> SET PROBLEM: Below are records; count the lines that contain "Tailwind" and give only the total.

> DATASET RECORDS:

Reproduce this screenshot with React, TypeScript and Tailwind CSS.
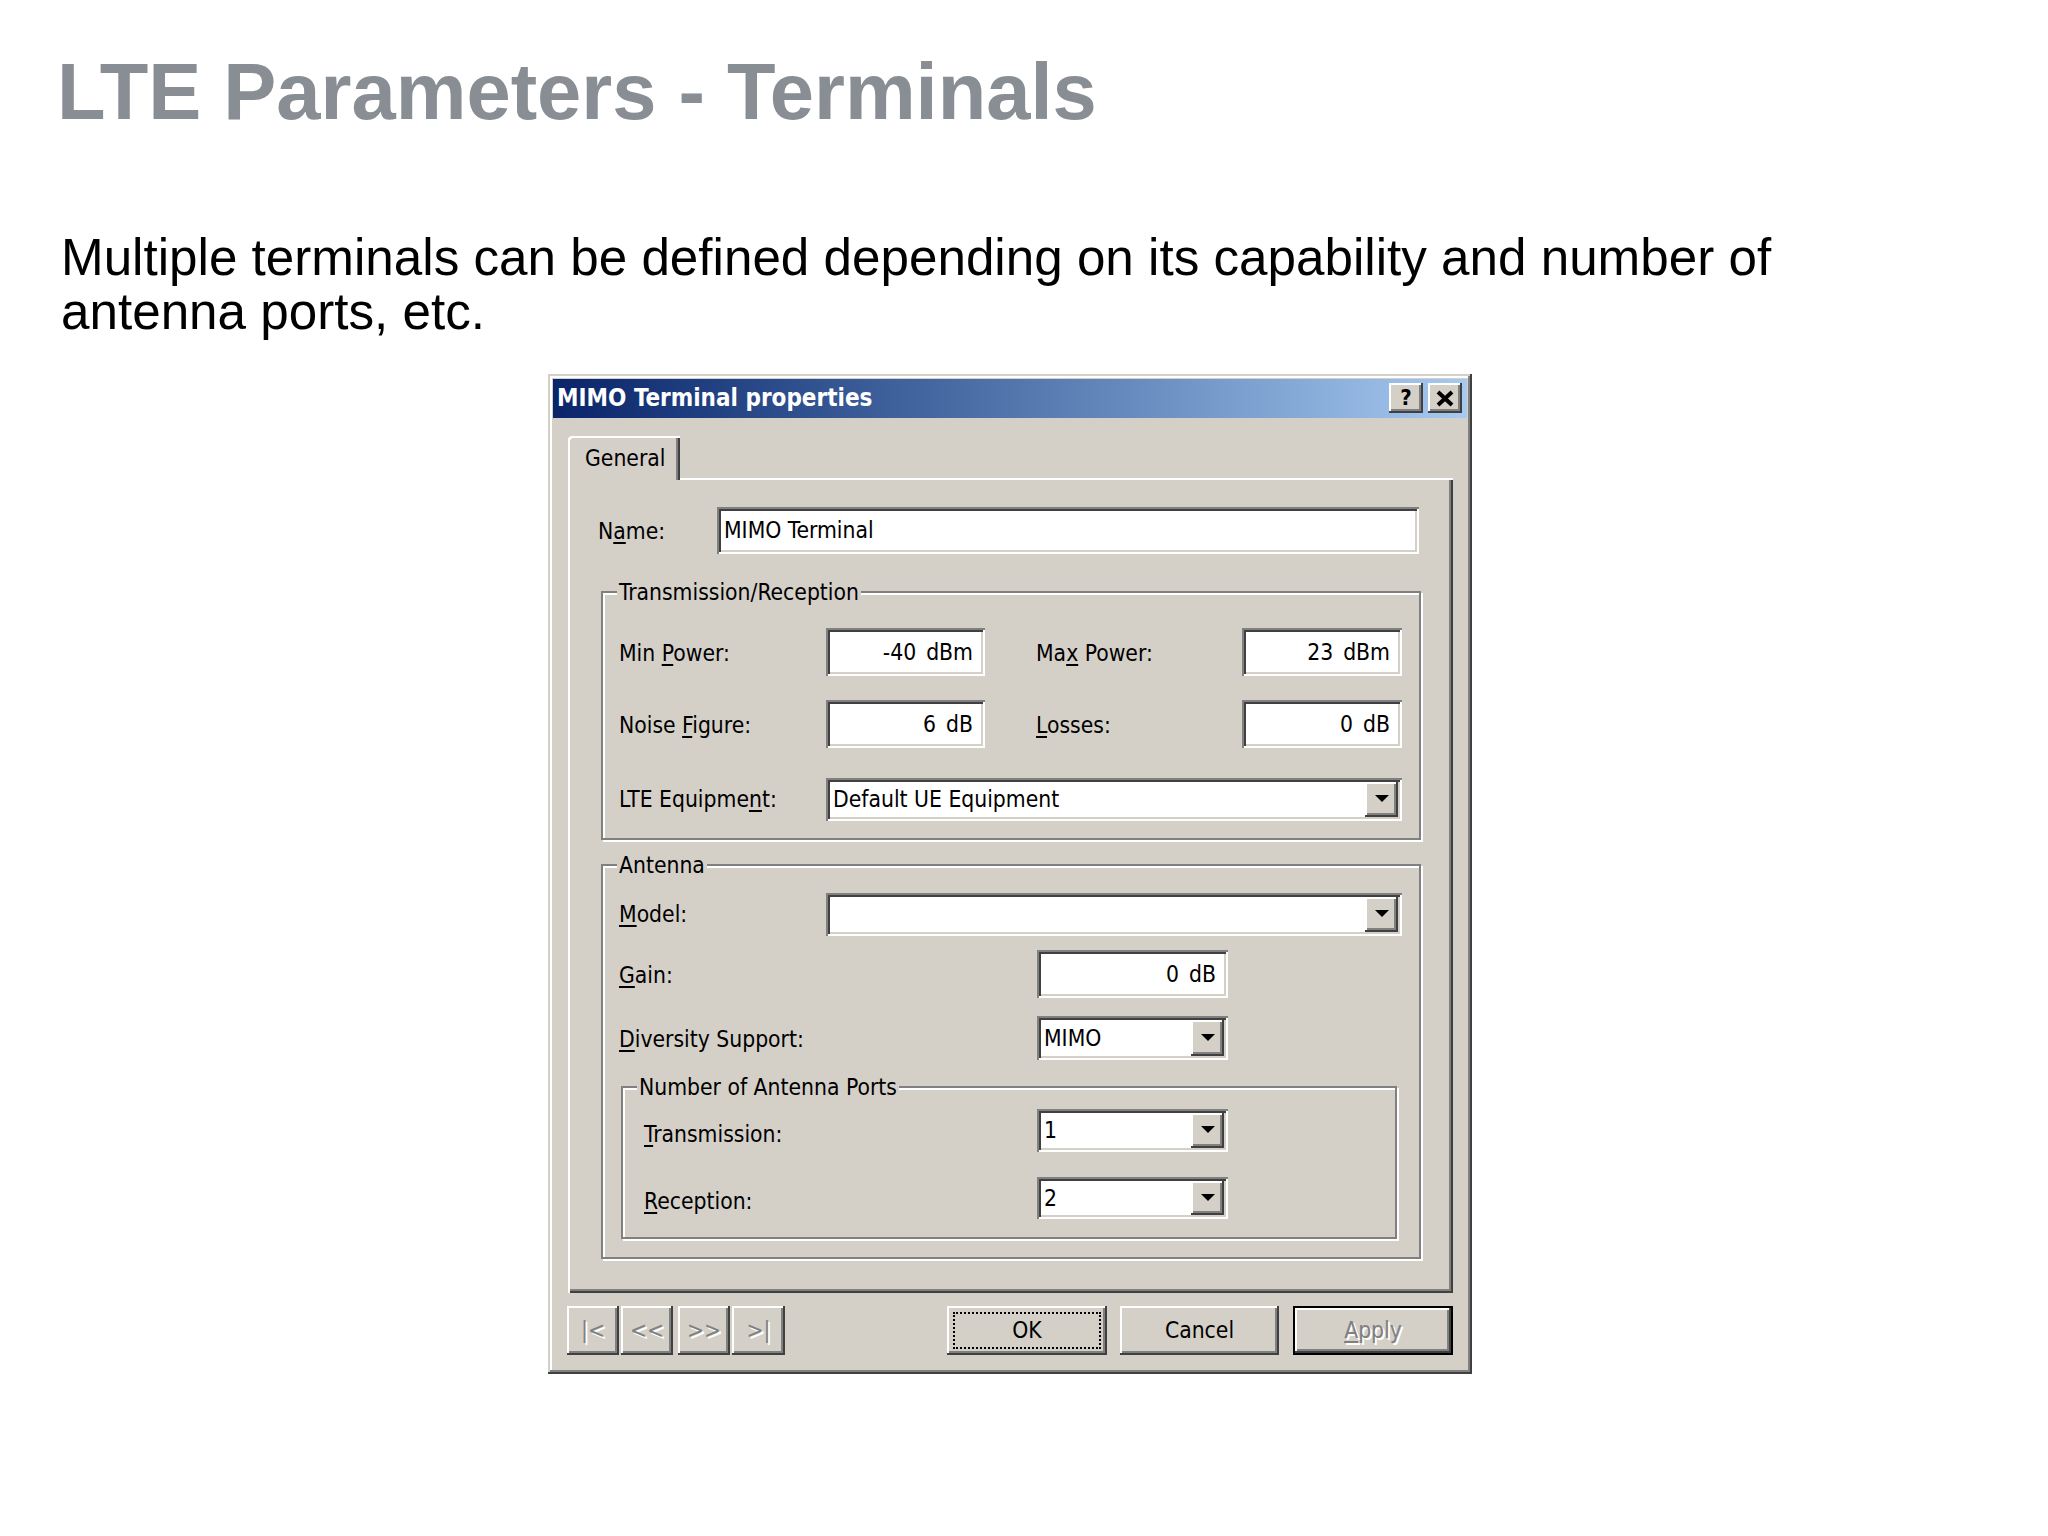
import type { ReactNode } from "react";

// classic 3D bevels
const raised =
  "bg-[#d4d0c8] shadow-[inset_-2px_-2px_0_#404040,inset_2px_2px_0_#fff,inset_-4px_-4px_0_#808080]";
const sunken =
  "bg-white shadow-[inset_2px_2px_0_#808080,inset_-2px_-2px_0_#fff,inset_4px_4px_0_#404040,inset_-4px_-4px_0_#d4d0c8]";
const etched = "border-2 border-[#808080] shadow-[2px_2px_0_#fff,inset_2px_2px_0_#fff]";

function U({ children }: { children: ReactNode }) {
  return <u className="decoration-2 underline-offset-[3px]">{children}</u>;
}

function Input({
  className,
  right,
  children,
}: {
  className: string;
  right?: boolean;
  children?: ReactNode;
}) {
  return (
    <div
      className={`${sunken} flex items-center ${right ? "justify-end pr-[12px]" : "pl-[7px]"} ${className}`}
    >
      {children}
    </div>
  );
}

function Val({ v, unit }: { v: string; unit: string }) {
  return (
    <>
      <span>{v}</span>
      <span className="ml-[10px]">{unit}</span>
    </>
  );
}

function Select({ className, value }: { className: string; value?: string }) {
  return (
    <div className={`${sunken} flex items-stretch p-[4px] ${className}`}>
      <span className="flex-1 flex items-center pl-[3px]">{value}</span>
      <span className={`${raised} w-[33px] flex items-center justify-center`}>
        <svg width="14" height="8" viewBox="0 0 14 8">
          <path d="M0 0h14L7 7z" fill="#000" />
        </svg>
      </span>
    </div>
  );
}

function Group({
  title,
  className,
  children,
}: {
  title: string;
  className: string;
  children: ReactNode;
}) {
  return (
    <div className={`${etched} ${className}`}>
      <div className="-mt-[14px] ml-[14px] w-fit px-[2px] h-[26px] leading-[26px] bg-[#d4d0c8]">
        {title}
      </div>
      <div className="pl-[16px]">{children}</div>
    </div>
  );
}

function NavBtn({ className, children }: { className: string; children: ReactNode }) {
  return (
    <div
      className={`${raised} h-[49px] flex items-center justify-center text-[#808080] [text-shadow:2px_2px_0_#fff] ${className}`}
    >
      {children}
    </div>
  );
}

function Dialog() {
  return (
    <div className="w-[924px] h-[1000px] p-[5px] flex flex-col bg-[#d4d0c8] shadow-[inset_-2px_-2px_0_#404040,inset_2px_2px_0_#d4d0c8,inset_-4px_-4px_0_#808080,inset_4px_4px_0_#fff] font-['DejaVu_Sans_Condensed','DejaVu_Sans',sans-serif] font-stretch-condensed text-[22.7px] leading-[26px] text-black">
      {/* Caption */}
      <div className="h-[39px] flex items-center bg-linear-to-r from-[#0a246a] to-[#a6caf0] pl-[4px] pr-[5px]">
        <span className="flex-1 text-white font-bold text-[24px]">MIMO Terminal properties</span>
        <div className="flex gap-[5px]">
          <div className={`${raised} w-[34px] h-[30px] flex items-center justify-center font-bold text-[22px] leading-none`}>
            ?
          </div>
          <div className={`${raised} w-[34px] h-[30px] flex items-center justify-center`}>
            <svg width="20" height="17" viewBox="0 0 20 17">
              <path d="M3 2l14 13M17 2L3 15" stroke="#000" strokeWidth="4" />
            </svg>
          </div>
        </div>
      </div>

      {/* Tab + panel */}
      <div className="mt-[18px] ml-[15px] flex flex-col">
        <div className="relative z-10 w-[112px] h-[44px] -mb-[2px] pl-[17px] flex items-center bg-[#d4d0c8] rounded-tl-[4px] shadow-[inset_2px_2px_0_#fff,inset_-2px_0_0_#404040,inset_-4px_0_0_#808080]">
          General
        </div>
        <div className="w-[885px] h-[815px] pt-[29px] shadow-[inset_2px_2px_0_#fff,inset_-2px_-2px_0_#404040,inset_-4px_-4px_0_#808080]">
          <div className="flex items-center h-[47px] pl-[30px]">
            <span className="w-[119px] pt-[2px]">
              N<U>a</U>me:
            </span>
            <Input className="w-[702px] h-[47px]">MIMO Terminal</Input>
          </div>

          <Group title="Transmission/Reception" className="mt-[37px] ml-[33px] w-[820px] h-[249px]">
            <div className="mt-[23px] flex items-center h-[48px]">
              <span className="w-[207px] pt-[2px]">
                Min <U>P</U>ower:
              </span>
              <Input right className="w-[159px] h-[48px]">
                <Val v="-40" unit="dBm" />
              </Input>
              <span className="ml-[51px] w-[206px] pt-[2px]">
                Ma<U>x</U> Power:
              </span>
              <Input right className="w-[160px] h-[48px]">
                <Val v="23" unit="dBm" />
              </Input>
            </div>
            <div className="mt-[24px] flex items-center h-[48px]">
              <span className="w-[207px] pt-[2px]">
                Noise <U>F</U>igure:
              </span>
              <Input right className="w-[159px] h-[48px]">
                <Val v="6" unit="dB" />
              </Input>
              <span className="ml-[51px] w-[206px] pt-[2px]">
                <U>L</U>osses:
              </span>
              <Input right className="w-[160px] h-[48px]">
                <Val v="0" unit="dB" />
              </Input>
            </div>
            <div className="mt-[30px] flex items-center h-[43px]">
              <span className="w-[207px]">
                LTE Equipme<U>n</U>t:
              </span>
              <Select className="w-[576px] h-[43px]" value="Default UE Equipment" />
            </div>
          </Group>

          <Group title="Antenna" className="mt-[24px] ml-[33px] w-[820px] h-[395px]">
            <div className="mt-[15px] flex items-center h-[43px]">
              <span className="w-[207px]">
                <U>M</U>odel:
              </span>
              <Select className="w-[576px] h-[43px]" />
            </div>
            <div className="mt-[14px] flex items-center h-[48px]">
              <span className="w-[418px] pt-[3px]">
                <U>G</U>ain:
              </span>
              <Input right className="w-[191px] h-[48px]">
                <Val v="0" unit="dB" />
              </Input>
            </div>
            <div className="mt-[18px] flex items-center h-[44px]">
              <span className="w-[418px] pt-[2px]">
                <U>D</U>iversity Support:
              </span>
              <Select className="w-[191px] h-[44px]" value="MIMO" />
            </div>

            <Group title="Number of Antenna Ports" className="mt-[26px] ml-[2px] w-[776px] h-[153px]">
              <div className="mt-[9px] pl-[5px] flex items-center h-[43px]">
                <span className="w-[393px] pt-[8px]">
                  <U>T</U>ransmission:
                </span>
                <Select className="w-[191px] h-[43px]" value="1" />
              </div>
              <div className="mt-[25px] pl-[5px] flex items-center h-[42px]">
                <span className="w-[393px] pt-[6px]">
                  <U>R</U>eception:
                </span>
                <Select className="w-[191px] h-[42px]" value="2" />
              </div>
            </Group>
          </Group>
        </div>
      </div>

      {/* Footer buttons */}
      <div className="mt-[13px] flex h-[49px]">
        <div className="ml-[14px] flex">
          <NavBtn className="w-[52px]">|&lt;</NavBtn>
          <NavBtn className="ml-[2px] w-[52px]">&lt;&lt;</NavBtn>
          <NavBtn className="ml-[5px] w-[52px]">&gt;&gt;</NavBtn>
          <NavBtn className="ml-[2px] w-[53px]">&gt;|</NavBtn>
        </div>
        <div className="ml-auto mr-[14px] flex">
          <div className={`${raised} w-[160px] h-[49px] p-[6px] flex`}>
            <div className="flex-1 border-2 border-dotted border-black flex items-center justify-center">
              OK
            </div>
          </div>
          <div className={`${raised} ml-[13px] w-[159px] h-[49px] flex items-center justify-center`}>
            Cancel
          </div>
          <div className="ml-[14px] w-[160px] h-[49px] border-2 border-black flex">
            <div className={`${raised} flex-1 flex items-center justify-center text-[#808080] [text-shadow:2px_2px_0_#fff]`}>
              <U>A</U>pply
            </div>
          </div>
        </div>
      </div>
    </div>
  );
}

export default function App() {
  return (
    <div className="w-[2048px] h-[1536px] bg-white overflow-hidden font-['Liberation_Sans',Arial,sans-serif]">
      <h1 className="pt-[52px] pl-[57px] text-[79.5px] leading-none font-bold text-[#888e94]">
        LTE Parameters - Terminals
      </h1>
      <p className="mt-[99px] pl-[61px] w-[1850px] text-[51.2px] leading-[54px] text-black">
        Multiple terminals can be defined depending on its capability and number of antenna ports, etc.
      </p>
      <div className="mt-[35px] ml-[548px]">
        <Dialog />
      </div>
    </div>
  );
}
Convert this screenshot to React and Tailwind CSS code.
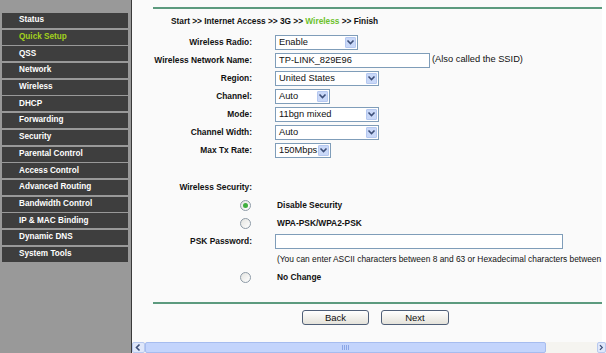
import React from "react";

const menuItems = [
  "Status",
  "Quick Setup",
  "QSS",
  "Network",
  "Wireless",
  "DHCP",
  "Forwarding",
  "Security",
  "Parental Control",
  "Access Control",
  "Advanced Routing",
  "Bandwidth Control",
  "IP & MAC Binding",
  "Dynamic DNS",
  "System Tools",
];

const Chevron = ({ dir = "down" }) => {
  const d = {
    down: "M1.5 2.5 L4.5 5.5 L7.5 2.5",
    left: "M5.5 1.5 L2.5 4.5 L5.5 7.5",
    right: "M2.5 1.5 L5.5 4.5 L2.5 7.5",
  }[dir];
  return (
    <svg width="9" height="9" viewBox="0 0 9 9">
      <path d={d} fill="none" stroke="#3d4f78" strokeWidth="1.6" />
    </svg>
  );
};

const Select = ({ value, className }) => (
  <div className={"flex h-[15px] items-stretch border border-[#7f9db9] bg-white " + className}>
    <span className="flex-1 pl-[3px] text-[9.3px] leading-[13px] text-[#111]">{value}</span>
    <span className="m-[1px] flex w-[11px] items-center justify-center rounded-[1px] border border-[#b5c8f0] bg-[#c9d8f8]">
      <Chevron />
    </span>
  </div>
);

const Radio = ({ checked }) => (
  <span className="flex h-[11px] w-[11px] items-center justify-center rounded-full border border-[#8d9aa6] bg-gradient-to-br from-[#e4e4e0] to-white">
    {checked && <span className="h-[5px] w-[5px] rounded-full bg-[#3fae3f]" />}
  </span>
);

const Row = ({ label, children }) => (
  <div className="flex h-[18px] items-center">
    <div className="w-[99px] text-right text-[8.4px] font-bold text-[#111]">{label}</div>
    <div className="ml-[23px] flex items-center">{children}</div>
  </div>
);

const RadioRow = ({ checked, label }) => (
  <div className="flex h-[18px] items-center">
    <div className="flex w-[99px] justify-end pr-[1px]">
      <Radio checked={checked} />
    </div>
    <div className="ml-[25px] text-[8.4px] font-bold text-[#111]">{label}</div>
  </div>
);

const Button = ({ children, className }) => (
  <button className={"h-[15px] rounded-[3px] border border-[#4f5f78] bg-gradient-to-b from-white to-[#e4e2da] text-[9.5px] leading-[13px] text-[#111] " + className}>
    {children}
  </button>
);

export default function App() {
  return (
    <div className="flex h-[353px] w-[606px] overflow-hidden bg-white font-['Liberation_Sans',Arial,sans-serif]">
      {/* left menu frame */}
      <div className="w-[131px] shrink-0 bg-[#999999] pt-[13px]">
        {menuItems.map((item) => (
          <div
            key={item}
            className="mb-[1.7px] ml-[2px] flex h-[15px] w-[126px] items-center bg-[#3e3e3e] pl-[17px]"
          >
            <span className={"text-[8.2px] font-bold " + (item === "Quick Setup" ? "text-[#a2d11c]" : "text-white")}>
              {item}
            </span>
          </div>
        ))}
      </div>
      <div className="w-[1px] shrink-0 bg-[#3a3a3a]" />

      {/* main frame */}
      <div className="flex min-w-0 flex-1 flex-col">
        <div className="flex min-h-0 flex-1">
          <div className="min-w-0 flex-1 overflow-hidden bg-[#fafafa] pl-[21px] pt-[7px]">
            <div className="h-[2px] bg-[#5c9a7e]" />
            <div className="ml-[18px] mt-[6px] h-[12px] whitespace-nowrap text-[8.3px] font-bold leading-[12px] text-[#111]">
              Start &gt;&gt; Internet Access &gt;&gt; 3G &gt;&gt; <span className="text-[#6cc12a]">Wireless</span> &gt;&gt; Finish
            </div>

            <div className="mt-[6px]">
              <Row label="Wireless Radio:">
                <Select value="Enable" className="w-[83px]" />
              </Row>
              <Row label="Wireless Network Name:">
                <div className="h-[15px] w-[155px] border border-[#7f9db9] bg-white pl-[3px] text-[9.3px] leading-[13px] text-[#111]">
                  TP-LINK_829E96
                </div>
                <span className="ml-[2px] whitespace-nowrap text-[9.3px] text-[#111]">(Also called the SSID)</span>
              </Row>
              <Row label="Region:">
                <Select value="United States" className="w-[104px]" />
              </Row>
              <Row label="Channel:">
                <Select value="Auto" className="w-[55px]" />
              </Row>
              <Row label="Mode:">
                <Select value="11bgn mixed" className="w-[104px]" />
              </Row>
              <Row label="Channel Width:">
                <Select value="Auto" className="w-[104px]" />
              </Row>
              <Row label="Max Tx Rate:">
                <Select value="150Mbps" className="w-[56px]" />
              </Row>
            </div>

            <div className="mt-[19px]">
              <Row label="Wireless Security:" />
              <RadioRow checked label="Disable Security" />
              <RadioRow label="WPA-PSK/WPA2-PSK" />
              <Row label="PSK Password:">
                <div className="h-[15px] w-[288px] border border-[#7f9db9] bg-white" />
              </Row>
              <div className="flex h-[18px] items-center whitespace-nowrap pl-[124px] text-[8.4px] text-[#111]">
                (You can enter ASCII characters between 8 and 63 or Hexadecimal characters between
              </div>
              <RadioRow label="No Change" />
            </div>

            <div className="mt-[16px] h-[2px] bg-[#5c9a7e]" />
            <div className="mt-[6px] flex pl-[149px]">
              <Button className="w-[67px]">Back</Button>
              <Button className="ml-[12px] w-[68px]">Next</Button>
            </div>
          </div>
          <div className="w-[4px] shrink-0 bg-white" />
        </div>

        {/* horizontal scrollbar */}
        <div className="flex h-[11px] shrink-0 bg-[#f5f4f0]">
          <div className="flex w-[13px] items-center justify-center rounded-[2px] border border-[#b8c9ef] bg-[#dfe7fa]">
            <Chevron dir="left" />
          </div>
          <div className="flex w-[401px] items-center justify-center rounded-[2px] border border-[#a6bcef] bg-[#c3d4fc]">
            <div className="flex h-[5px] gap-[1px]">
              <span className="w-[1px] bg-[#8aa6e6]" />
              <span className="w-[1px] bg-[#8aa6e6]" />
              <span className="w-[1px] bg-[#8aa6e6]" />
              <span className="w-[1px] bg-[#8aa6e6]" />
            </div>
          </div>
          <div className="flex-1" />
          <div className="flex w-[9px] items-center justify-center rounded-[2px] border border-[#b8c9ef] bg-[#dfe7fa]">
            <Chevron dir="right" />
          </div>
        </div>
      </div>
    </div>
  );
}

> OUTPUT: 2